--- begin Information shown ---
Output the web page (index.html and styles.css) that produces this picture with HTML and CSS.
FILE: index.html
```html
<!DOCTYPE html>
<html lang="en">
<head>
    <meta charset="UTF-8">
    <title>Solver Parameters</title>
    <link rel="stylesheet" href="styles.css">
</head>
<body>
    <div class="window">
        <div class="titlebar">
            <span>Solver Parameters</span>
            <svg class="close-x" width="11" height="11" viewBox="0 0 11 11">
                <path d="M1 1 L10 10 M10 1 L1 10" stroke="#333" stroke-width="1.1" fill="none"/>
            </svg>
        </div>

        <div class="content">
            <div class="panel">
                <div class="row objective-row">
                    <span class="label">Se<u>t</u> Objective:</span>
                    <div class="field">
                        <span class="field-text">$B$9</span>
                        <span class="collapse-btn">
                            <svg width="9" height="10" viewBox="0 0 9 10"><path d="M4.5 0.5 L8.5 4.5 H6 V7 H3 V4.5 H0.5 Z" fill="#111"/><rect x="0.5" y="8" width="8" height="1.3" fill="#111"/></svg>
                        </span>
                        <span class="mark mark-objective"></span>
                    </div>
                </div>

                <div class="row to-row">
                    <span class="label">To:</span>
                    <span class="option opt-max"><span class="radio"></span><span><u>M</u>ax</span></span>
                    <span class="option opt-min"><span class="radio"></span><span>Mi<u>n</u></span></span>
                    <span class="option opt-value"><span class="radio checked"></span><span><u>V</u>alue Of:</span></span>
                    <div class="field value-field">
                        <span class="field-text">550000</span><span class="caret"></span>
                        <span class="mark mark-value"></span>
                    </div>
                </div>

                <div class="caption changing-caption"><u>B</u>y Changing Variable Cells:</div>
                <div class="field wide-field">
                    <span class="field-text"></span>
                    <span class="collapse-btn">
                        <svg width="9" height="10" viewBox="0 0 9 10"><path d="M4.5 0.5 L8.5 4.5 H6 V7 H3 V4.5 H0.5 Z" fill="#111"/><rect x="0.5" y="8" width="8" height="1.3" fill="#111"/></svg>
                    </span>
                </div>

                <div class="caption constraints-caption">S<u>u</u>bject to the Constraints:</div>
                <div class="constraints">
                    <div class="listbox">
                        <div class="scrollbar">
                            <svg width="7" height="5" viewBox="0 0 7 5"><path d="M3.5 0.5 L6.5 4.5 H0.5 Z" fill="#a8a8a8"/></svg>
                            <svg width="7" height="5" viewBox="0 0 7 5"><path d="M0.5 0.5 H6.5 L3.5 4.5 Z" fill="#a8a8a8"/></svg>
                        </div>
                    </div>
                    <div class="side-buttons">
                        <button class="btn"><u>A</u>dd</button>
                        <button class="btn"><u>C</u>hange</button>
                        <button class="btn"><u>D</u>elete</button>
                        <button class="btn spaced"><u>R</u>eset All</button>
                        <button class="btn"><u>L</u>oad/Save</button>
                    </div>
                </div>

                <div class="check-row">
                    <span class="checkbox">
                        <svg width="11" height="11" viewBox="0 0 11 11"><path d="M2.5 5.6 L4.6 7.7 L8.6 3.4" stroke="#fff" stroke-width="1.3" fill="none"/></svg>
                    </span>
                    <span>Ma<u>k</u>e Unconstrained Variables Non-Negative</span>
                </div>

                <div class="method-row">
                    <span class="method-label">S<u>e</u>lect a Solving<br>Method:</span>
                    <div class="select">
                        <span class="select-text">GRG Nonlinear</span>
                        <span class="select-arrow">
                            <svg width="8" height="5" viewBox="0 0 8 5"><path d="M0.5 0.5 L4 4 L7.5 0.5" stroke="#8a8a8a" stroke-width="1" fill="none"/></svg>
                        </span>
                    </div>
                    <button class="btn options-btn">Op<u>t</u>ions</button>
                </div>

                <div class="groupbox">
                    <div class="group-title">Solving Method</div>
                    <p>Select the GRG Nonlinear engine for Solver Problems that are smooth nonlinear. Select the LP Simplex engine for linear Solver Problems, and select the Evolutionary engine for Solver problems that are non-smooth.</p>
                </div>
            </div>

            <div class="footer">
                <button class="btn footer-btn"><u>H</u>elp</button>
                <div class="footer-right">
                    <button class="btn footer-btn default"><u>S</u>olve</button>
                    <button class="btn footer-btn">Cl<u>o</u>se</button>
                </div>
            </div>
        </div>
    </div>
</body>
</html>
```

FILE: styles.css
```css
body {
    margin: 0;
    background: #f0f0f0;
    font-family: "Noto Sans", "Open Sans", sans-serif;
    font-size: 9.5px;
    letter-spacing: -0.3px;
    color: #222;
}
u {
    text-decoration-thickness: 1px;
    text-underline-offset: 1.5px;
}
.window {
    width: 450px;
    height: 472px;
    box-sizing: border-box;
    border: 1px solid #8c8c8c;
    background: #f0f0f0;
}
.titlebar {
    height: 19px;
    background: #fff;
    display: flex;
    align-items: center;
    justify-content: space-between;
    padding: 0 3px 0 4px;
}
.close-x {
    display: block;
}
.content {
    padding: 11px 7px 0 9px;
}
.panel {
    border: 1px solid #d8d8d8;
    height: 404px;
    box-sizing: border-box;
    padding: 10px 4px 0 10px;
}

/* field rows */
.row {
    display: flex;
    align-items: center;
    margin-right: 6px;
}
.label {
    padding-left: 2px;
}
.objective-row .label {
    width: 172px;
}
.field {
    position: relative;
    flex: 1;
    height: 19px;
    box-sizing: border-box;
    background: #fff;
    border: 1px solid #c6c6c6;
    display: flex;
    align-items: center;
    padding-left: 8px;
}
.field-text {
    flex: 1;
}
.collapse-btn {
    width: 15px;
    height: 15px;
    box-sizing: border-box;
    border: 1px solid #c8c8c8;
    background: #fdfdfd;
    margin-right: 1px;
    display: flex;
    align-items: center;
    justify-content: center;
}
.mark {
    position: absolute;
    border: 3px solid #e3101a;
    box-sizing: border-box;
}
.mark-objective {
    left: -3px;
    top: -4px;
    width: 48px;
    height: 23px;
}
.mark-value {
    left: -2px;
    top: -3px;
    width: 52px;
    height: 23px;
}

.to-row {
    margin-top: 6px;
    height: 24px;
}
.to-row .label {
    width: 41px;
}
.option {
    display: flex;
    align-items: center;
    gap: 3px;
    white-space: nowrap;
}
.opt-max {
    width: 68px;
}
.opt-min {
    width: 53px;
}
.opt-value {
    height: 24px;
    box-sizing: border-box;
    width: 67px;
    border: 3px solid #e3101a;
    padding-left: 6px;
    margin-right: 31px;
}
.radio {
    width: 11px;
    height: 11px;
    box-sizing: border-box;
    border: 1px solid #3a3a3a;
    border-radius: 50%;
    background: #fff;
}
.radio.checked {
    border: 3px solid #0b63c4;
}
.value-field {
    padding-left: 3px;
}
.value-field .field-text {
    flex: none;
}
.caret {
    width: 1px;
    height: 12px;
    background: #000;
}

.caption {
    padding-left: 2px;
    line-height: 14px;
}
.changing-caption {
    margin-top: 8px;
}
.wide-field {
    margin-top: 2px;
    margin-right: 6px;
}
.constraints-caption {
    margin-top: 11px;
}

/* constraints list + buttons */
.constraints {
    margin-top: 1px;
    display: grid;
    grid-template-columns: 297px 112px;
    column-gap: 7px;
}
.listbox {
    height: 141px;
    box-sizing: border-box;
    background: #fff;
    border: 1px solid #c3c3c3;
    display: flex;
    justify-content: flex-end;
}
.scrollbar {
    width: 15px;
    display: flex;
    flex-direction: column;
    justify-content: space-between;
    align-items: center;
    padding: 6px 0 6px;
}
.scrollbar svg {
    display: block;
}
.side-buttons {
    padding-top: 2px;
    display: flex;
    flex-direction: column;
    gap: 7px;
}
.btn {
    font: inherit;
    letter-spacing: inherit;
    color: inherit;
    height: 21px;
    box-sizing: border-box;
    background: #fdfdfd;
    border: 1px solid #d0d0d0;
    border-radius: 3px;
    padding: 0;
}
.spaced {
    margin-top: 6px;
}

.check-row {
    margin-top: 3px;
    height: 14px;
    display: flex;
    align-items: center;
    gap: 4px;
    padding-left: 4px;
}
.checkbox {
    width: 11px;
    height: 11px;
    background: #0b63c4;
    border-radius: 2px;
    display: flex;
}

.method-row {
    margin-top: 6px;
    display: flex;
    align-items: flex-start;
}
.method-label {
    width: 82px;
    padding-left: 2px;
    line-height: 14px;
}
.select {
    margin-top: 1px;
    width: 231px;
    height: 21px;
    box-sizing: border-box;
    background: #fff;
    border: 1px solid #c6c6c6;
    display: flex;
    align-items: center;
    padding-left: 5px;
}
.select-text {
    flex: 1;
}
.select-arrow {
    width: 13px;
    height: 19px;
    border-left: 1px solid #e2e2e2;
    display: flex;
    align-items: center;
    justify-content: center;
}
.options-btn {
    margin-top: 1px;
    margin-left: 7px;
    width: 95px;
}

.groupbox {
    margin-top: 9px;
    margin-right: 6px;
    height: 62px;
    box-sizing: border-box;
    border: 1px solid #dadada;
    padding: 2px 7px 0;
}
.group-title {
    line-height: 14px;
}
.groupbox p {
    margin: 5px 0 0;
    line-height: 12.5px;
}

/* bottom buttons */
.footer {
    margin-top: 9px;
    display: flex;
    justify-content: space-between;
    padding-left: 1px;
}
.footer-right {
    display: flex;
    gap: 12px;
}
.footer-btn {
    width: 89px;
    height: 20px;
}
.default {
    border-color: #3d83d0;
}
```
--- end Information shown ---
Return all lines containing the word "styles".

• **Solution below**
Output the web page (index.html and styles.css) that produces this picture with HTML and CSS.
    <link rel="stylesheet" href="styles.css">
FILE: styles.css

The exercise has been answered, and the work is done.